### THE PROBLEM
What is the number of lines containing the string "index"? Answer with the number only.

### DATA SHOWN
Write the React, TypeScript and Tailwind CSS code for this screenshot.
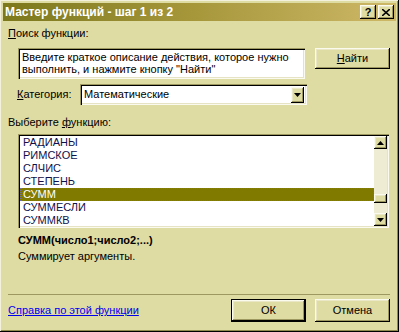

* * *

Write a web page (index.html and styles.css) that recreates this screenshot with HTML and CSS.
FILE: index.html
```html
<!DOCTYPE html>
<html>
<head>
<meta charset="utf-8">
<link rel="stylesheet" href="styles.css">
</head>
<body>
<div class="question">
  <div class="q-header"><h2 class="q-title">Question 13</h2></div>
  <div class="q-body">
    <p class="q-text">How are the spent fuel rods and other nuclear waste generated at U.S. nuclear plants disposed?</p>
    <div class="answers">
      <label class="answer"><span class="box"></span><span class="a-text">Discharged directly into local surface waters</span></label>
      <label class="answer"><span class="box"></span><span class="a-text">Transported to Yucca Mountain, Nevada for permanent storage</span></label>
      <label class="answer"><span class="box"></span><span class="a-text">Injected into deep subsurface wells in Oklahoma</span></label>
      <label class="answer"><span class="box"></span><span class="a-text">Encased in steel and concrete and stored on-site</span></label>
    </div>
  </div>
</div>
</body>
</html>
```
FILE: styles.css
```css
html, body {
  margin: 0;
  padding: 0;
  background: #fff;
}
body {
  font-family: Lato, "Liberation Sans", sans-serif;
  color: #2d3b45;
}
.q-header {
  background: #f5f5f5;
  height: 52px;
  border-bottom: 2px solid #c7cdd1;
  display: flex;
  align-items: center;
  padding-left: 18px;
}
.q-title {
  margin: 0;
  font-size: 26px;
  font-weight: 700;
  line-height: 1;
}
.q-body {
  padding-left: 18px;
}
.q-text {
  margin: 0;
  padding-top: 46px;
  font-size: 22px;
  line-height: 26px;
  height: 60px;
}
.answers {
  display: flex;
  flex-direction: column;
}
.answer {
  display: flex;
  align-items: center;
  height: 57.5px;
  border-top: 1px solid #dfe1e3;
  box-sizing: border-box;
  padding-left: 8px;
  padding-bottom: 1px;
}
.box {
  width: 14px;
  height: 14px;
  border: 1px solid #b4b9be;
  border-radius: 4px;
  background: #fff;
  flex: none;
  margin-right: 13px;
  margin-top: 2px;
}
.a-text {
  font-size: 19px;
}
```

### WORKED ANSWER
2